How can we verify this formally?
 A: Let $$A:=\left\{X_1=x_1,\ldots,X_n=x_n\right\}\;.$$ As Calvin Khor pointed out, we can assume, that $x_i\ne x$. Thus, $$\left\{\tau_x^1<\infty\right\}\cap A=\underbrace{\left\{\exists k>n:X_k=x\right\}}_{=:B}\cap A\;.$$ Let $$\tilde X:=\left(X_{k+n}\right)_{k\in\mathbb N_0}$$ and $f$ be the indicator function of $\bigcup_{n\in\mathbb N}\left\{\pi_n=y\right\}$, where $\pi_n:E^{\mathbb N_0}\to E$ denotes the $n$-th coordinate map.

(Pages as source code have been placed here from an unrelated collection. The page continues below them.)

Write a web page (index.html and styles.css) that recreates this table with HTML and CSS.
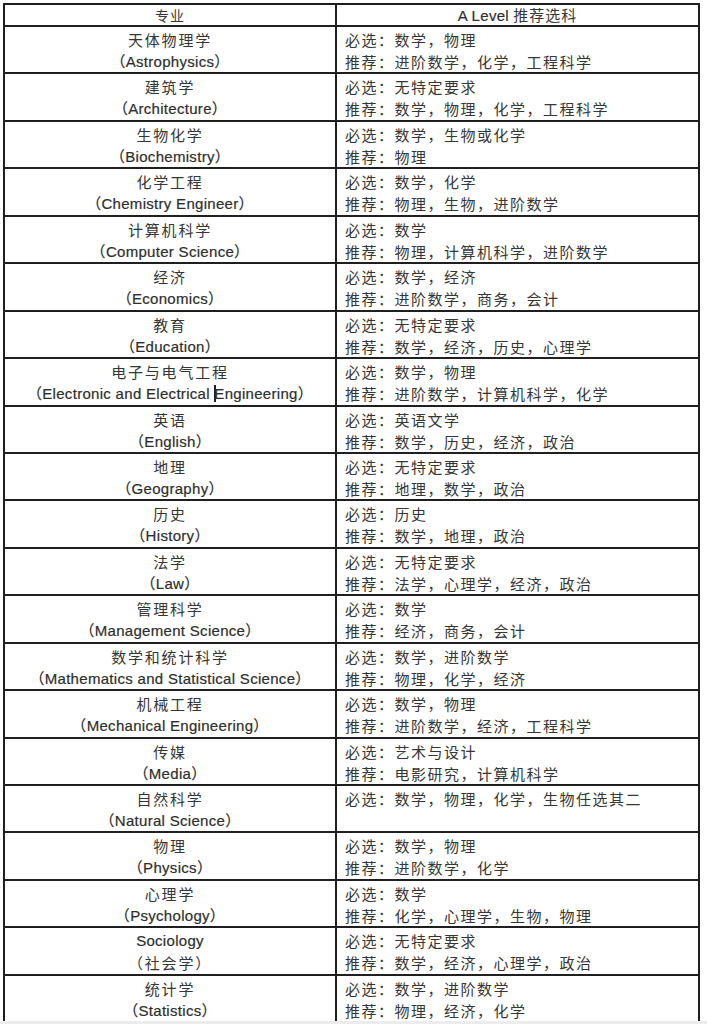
FILE: index.html
```html
<!DOCTYPE html>
<html lang="zh-CN">
<head>
<meta charset="utf-8">
<title>A Level 推荐选科</title>
<link rel="stylesheet" href="styles.css">
</head>
<body>
<div class="sheet">
  <div class="table">
    <div class="row head">
      <div class="c1 zh">专业</div>
      <div class="c2 hd"><span class="en">A Level</span> 推荐选科</div>
    </div>

    <div class="row"><div class="c1"><div class="zh">天体物理学</div><div class="en">（Astrophysics）</div></div><div class="c2"><div>必选：数学，物理</div><div>推荐：进阶数学，化学，工程科学</div></div></div>
    <div class="row"><div class="c1"><div class="zh">建筑学</div><div class="en">（Architecture）</div></div><div class="c2"><div>必选：无特定要求</div><div>推荐：数学，物理，化学，工程科学</div></div></div>
    <div class="row"><div class="c1"><div class="zh">生物化学</div><div class="en">（Biochemistry）</div></div><div class="c2"><div>必选：数学，生物或化学</div><div>推荐：物理</div></div></div>
    <div class="row"><div class="c1"><div class="zh">化学工程</div><div class="en">（Chemistry Engineer）</div></div><div class="c2"><div>必选：数学，化学</div><div>推荐：物理，生物，进阶数学</div></div></div>
    <div class="row"><div class="c1"><div class="zh">计算机科学</div><div class="en">（Computer Science）</div></div><div class="c2"><div>必选：数学</div><div>推荐：物理，计算机科学，进阶数学</div></div></div>
    <div class="row"><div class="c1"><div class="zh">经济</div><div class="en">（Economics）</div></div><div class="c2"><div>必选：数学，经济</div><div>推荐：进阶数学，商务，会计</div></div></div>
    <div class="row"><div class="c1"><div class="zh">教育</div><div class="en">（Education）</div></div><div class="c2"><div>必选：无特定要求</div><div>推荐：数学，经济，历史，心理学</div></div></div>
    <div class="row"><div class="c1"><div class="zh">电子与电气工程</div><div class="en">（Electronic and Electrical <span class="caret"></span>Engineering）</div></div><div class="c2"><div>必选：数学，物理</div><div>推荐：进阶数学，计算机科学，化学</div></div></div>
    <div class="row"><div class="c1"><div class="zh">英语</div><div class="en">（English）</div></div><div class="c2"><div>必选：英语文学</div><div>推荐：数学，历史，经济，政治</div></div></div>
    <div class="row"><div class="c1"><div class="zh">地理</div><div class="en">（Geography）</div></div><div class="c2"><div>必选：无特定要求</div><div>推荐：地理，数学，政治</div></div></div>
    <div class="row"><div class="c1"><div class="zh">历史</div><div class="en">（History）</div></div><div class="c2"><div>必选：历史</div><div>推荐：数学，地理，政治</div></div></div>
    <div class="row"><div class="c1"><div class="zh">法学</div><div class="en">（Law）</div></div><div class="c2"><div>必选：无特定要求</div><div>推荐：法学，心理学，经济，政治</div></div></div>
    <div class="row"><div class="c1"><div class="zh">管理科学</div><div class="en">（Management Science）</div></div><div class="c2"><div>必选：数学</div><div>推荐：经济，商务，会计</div></div></div>
    <div class="row"><div class="c1"><div class="zh">数学和统计科学</div><div class="en">（Mathematics and Statistical Science）</div></div><div class="c2"><div>必选：数学，进阶数学</div><div>推荐：物理，化学，经济</div></div></div>
    <div class="row"><div class="c1"><div class="zh">机械工程</div><div class="en">（Mechanical Engineering）</div></div><div class="c2"><div>必选：数学，物理</div><div>推荐：进阶数学，经济，工程科学</div></div></div>
    <div class="row"><div class="c1"><div class="zh">传媒</div><div class="en">（Media）</div></div><div class="c2"><div>必选：艺术与设计</div><div>推荐：电影研究，计算机科学</div></div></div>
    <div class="row"><div class="c1"><div class="zh">自然科学</div><div class="en">（Natural Science）</div></div><div class="c2"><div>必选：数学，物理，化学，生物任选其二</div></div></div>
    <div class="row"><div class="c1"><div class="zh">物理</div><div class="en">（Physics）</div></div><div class="c2"><div>必选：数学，物理</div><div>推荐：进阶数学，化学</div></div></div>
    <div class="row"><div class="c1"><div class="zh">心理学</div><div class="en">（Psychology）</div></div><div class="c2"><div>必选：数学</div><div>推荐：化学，心理学，生物，物理</div></div></div>
    <div class="row"><div class="c1"><div class="en">Sociology</div><div class="zh">（社会学）</div></div><div class="c2"><div>必选：无特定要求</div><div>推荐：数学，经济，心理学，政治</div></div></div>
    <div class="row last"><div class="c1"><div class="zh">统计学</div><div class="en">（Statistics）</div></div><div class="c2"><div>必选：数学，进阶数学</div><div>推荐：物理，经济，化学</div></div></div>
  </div>
  <div class="strip"></div>
</div>
</body>
</html>
```

FILE: styles.css
```css
html, body {
  margin: 0;
  padding: 0;
  background: #ffffff;
}

.sheet {
  width: 707px;
  height: 1024px;
  padding: 3px 0 0 3px;
  box-sizing: border-box;
  overflow: hidden;
  position: relative;
  color: #363636;
  font-family: "Noto Sans CJK SC", "Liberation Sans", sans-serif;
}

.table {
  width: 697px;
  box-sizing: border-box;
  border-top: 2px solid #1f1f1f;
  border-left: 2px solid #1f1f1f;
  border-right: 2px solid #1f1f1f;
}

.row {
  display: grid;
  grid-template-columns: 332px 361px;
  height: 47.45px;
  box-sizing: border-box;
  border-bottom: 2px solid #1f1f1f;
}

.row.head {
  height: 22px;
}

.row.last {
  border-bottom: none;
  height: 48px;
}

.c1 {
  border-right: 2px solid #1f1f1f;
  text-align: center;
  padding-top: 2px;
  line-height: 22px;
}

.c2 {
  padding: 2px 0 0 8px;
  line-height: 22px;
  font-size: 15px;
  letter-spacing: 1.5px;
}

.head .c1,
.head .c2 {
  padding-top: 0;
  line-height: 20px;
  font-size: 14px;
}

.head .c2 {
  font-size: 15px;
}

.hd {
  text-align: center;
  padding-left: 0;
  letter-spacing: 1px;
}

.zh {
  font-family: "Noto Sans CJK SC", sans-serif;
  font-size: 15px;
  letter-spacing: 1.8px;
}

.head .zh {
  font-size: 14px;
  letter-spacing: 1px;
}

.en {
  font-family: "Liberation Sans", "Noto Sans CJK SC", sans-serif;
  font-size: 15px;
  letter-spacing: 0.3px;
  color: #2e2e2e;
  -webkit-text-stroke: 0.2px #2e2e2e;
}

.caret {
  display: inline-block;
  width: 2px;
  height: 17px;
  background: #222;
  vertical-align: -3px;
  margin-right: -2px;
}

.strip {
  position: absolute;
  left: 0;
  right: 0;
  bottom: 0;
  height: 3px;
  background: #ececec;
}
```
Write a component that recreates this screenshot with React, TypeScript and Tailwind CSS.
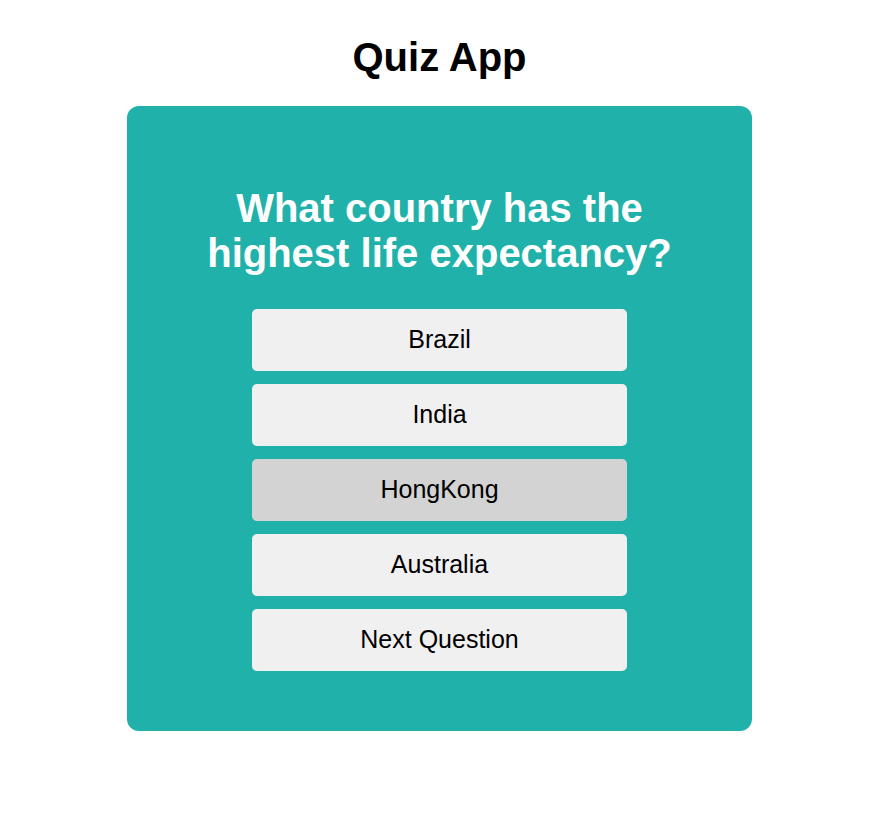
import React from 'react';

const answers = ['Brazil', 'India', 'HongKong', 'Australia'];

export default function App() {
  return (
    <div className="flex min-h-screen flex-col items-center bg-white pr-[6px] font-['Liberation_Sans',Arial,sans-serif] text-black">
      <h1 className="mt-[34px] text-[40px] font-bold leading-[46px]">Quiz App</h1>

      <div className="mt-[26px] flex w-[625px] flex-col items-center rounded-xl bg-[#20b2aa] px-[60px] pt-[80px] pb-[60px]">
        <h2 className="text-center text-[40px] font-bold leading-[45px] text-white">
          What country has the highest life expectancy?
        </h2>

        <div className="mt-[33px] flex w-[375px] flex-col gap-[13px]">
          {answers.map((a, i) => (
            <button
              key={a}
              className={
                i === 2
                  ? 'h-[62px] w-full rounded-[5px] bg-[#d3d3d3] text-[25px] text-black'
                  : 'h-[62px] w-full rounded-[5px] bg-[#f0f0f0] text-[25px] text-black'
              }
            >
              {a}
            </button>
          ))}
          <button className="h-[62px] w-full rounded-[5px] bg-[#f0f0f0] text-[25px] text-black">
            Next Question
          </button>
        </div>
      </div>
    </div>
  );
}
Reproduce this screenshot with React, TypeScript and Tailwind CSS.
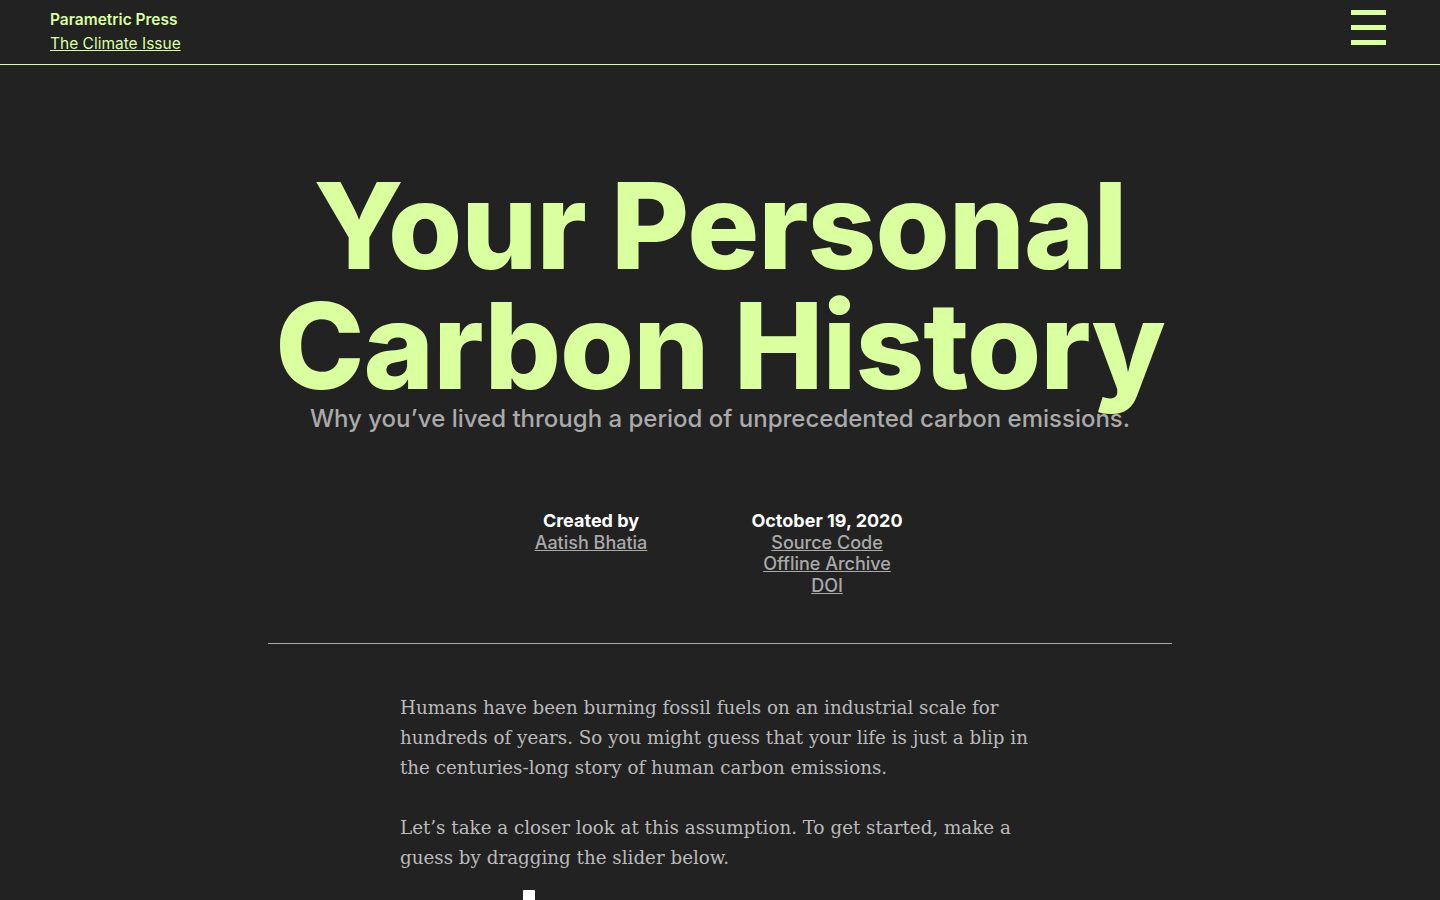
import { Fragment } from "react";

const sans = "font-['Inter','Noto_Sans',sans-serif]";
const serif = "font-['DejaVu_Serif','Liberation_Serif',serif]";

const byline = [
  { head: "Created by", links: ["Aatish Bhatia"] },
  { head: "October 19, 2020", links: ["Source Code", "Offline Archive", "DOI"] },
];

export default function App() {
  return (
    <div className={`min-h-[900px] bg-[#222222] ${sans}`}>
      {/* Top bar */}
      <header className="flex h-[65px] items-start justify-between border-b border-[#daff9e] pl-[50px] pr-[54px]">
        <div className="pt-[8px] text-[15.5px] leading-[24px] text-[#daff9e]">
          <div className="font-semibold">Parametric Press</div>
          <a href="#" className="underline">The Climate Issue</a>
        </div>
        <button className="mt-[10px] flex w-[35px] flex-col gap-[10px]">
          <span className="block h-[5px] bg-[#daff9e]" />
          <span className="block h-[5px] bg-[#daff9e]" />
          <span className="block h-[5px] bg-[#daff9e]" />
        </button>
      </header>

      {/* Hero */}
      <section className="flex flex-col items-center pt-[101px] text-center">
        <h1 className="text-[120px] font-extrabold leading-[120px] tracking-[-1px] text-[#daff9e]">
          Your Personal
          <br />
          Carbon History
        </h1>
        <p className="-mt-[2px] text-[24px] font-medium leading-[30px] text-[#aaaaaa]">
          Why you’ve lived through a period of unprecedented carbon emissions.
        </p>
      </section>

      {/* Byline */}
      <section className="mt-[76px] flex justify-center gap-[56px] pr-[22px]">
        {byline.map((col) => (
          <div key={col.head} className="flex w-[180px] flex-col items-center text-[18px] leading-[21.5px]">
            <div className="font-bold text-white">{col.head}</div>
            {col.links.map((l) => (
              <Fragment key={l}>
                <a href="#" className="font-medium text-[#aaaaaa] underline">{l}</a>
              </Fragment>
            ))}
          </div>
        ))}
      </section>

      <hr className="mx-auto mt-[47px] w-[904px] border-t border-[#aaaaaa]" />

      {/* Body */}
      <article className={`mx-auto mt-[49px] w-[640px] pr-[6px] text-[18.3px] leading-[30px] text-[#bbbbbb] ${serif}`}>
        <p>
          Humans have been burning fossil fuels on an industrial scale for hundreds of years. So you might
          guess that your life is just a blip in the centuries-long story of human carbon emissions.
        </p>
        <p className="mt-[30px]">
          Let’s take a closer look at this assumption. To get started, make a guess by dragging the slider below.
        </p>
        <div className="relative mt-[16px] h-[40px]">
          <div className="absolute left-[122px] top-0 h-[20px] w-[14px] rounded-[2px] border border-[#222222] bg-white" />
        </div>
      </article>
    </div>
  );
}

Then, $$1_B=f\circ\tilde X\;.$$ So, we're able to conclude, that
\begin{equation}
\begin{split}
\operatorname P_x\left[\tau_x^1<\infty\mid A\right]&=\operatorname P_x\left[B\mid\ A\right]\\
&=\operatorname E_x\left[f\circ\tilde X\mid\ A\right]\\
&\stackrel{(3)}=\operatorname E_x\left[\operatorname E_x\left[f\circ\tilde X\mid\ \sigma(X_0,\ldots,X_n)\right]\mid\ A\right]\\
&\stackrel{(4)}=\operatorname E_x\left[\operatorname E_{X_n}\left[f\circ X\right]\mid\ A\right]\\
&=\operatorname E_x\left[\operatorname P_{X_n}\left[\tau_x^1<\infty\right]\mid\ A\right]\\
&\stackrel{(5)}=\operatorname E_x\left[\operatorname P_y\left[\tau_x^1<\infty\right]\mid\ A\right]\\
&=\operatorname P_y\left[\tau_x^1<\infty\right]\color{blue}{\operatorname E_x\left[1\mid\ A\right]}\;,
\end{split}
\end{equation}
where I've used the tower property in $(3)$, the weak Markov property in $(4)$ and $\left\{X_n=y\right\}\subseteq A$ in $(5)$. Since $$\operatorname P_x\left[\tau_x^1=\infty\mid A\right]=1-\operatorname P_x\left[\tau_x^1<\infty\mid A\right]\;$$ we should be done.
A: I believe this is what they had in mind. For brevity $A_n:=[X_1=x_1,…,X_n = x_n]$.
\begin{align}P_x(τ_x^1 = ∞ ∩ A) &= P_x(τ_x^1 = ∞  |A) P(A) \\&\overset{\star}{=} P_x(τ_x^1 = ∞ |X_n = y)P(A) \\&= P_y(τ_x^1 = ∞)P(A)
\end{align}
Where $\star$ is where the markov property is needed. I'm not sure how to fully justify this.
Regarding the choice of $n$: if $x_i=x$ for some $i$, why don't we just terminate the sequence then?